I hope this is ok ; ;
Instead of holding mom's hand, he had to stand at a distance from her. The rifle shakes in his grip and doesn't stop even after the tree she's leaning on against gets painted red.
"Clem's...Clem's fine," Nick rasps out, tongue suddenly having gone dry at what's happening. He swallows, forcing himself to look at her in the eye as if he owes her that before continuing. He's making an attempt to reassure her, though unlike those he had observed doing such things, his panic just becomes more apparent as his speech becomes more rapid, like a child explaining his blunder. "She and Luke are back at the cave. We all got worried so I said I'd look for you and...fuck - I, I wasn't fast enough."
He should've accompanied with her from the beginning. He should've been more insistent about it. It worked out well for them at the cornucopia. He could've made a difference but he didn't.

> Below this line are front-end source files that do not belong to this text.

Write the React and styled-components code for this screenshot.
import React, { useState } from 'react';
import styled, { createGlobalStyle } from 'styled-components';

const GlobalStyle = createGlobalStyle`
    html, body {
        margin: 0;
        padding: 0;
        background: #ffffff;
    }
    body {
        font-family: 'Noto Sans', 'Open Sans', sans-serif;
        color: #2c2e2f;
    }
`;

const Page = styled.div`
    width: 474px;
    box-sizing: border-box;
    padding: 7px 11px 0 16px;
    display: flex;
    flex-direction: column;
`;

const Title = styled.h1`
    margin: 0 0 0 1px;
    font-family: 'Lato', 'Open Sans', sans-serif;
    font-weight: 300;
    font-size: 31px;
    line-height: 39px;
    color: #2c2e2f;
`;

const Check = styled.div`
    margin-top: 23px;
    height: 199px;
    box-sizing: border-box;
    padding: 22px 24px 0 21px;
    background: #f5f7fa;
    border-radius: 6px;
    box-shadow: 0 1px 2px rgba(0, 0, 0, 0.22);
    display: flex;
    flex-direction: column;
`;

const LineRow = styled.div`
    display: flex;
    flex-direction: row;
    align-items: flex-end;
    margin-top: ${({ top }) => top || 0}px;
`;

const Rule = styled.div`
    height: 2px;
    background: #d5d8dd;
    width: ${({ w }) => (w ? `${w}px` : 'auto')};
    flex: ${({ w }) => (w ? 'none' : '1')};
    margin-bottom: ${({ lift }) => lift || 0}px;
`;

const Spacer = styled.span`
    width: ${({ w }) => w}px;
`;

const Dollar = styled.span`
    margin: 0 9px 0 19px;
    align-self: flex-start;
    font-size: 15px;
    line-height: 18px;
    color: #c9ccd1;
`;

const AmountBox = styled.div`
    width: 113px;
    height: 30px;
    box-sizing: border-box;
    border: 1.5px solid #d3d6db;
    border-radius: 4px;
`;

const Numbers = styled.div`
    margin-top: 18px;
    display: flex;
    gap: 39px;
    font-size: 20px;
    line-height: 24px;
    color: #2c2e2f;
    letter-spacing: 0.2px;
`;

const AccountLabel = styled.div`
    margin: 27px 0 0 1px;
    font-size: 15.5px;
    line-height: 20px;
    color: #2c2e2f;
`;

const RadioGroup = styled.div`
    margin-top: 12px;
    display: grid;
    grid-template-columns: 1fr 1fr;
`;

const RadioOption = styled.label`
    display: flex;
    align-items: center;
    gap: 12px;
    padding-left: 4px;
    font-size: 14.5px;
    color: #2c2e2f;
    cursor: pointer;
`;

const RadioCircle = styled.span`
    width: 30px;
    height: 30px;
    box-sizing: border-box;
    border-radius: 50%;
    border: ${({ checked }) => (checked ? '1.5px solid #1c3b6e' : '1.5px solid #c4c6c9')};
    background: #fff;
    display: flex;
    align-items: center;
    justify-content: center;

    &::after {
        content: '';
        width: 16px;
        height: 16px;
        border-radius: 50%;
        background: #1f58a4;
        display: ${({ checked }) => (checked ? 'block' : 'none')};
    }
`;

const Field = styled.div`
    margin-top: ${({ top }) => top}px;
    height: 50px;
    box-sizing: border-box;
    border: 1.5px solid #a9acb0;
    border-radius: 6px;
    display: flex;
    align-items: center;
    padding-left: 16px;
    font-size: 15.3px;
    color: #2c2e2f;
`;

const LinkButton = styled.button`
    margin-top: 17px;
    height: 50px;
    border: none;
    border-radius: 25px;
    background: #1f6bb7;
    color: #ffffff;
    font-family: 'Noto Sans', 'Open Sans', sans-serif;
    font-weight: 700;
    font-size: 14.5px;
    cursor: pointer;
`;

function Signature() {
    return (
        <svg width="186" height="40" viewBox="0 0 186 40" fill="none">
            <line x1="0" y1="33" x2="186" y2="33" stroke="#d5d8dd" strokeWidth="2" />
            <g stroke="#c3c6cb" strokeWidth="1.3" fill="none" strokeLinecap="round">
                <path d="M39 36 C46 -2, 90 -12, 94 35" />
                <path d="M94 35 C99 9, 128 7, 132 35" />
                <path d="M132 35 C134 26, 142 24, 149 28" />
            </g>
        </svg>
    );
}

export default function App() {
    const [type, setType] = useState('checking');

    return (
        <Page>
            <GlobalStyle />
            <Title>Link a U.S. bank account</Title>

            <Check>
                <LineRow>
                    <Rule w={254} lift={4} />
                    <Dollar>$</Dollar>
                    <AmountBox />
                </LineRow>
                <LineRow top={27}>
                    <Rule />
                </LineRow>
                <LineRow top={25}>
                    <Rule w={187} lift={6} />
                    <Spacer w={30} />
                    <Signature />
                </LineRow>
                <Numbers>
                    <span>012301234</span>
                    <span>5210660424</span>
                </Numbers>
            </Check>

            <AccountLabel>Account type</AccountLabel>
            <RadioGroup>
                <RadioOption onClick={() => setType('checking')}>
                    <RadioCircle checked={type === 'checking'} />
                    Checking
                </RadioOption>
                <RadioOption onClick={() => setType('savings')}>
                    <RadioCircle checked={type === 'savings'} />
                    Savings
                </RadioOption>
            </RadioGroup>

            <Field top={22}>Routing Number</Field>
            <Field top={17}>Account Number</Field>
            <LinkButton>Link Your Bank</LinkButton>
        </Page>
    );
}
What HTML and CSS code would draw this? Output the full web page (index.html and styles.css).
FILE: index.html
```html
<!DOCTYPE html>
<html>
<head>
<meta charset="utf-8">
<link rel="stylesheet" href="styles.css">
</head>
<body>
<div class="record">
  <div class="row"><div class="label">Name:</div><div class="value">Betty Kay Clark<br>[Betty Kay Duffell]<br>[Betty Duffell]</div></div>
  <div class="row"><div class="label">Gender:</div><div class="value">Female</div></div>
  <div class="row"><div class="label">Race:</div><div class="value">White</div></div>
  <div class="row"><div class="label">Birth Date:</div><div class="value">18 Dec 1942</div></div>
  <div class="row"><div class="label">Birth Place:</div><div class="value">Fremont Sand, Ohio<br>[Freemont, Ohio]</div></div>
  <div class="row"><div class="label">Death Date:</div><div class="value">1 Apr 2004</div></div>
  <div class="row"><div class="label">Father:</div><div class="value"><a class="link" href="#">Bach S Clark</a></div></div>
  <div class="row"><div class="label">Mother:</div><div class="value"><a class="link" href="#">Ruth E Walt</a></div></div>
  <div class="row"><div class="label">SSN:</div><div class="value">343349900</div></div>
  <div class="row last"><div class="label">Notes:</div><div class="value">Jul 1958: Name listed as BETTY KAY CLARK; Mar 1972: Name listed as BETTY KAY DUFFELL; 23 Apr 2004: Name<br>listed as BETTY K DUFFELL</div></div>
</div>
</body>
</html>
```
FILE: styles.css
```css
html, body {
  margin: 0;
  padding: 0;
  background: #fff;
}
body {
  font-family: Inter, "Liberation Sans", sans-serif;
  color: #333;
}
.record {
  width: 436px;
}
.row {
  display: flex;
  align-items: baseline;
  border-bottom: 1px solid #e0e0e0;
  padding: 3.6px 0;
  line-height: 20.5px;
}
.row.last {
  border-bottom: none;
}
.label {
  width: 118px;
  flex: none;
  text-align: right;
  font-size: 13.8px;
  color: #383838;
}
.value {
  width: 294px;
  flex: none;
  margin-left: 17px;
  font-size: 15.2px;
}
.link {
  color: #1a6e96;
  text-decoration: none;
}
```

'Please don't make me do it.'
"I...I can't just leave you here," he forces out, as if to let them both know what's to come next. Despite the tone sounding more controlled than a moment ago, the expression on his face hasn't changed. His eyes are wide and searching, silently asking Jane for her permission to let him do what needs to be done.
Week 1 B /SLAMS THIS DOWN
He'd been midway through removing an ill-fated rabbit from one of the snares when he'd heard the voices - Three, four at most. A small crew of tributes, cutting their way through the underbrush a short distance away. It sounded like they were headed in the wrong direction for the camp, but it was close - Close enough that they'd effectively cut him off from going back the way he'd come from. He lacked Daryl's stealth, and with those numbers, the odds weren't in his favour.
Rather than risk leading them back, he'd been forced to circle wide to avoid their meandering trail and the sun was already hanging low by the time he'd managed to get himself back on track. He thought. Hoped. His sense of direction had never been one of his merits, and after a while, one pine started to look an awful lot like another. It looked familiar enough, and based on what Daryl had been teaching him, the trail he was following looked to be his own.
He hadn't even noticed that the clouds had started to roll in, barely halfway back to the cave when he felt the first fat drops against his face. It was about all the warning he got before the sky opened up, the downpour washing away any lingering hopes of making it back before nightfall. The rain was heavy enough he couldn't see more than a few feet in front of him, the sense of vulnerability it left him with far worse than the bone deep chill that had begun to set in; with darkness swiftly approaching, his fortunes weren't likely to be improving. The best thing he could do would be to find some place to wait it out, hunker down and make a fresh start come morning. Daryl and Beth would be smart enough to do the same, and they at least had the cave to keep them dry.
And it did seem like his luck that he'd have chosen the worst possible place to be. His hood afforded little protection against the wind, and it didn't take long before he was soaked through, curls drenched and limp with the weight of the water; he felt a bit like a half-drowned rat. The caves and rocky outcroppings they'd found for their own camp were still some distance away, and the two fallen trees could hardly be considered a roof - but it was the best he'd seen so far.
With that in mind, it probably shouldn't have surprised him that someone else had already made it their own.
The knife was out before he could process the thought, nearly landing on his ass in his effort to put a few feet distance between him and the stranger. His heart was pounding louder than the dull roar of distant thunder, and though he could barely see, he was more than prepared for the fight that would inevitably ensue. In truth, he should have backed off - she'd found it first - but he was quickly running out of options. The weather wasn't getting any better and night would be setting in.
Instead, he'd leave what happened next in her hands. However this ended up playing out, if only one of them was going to walk away from this - it was going to be him.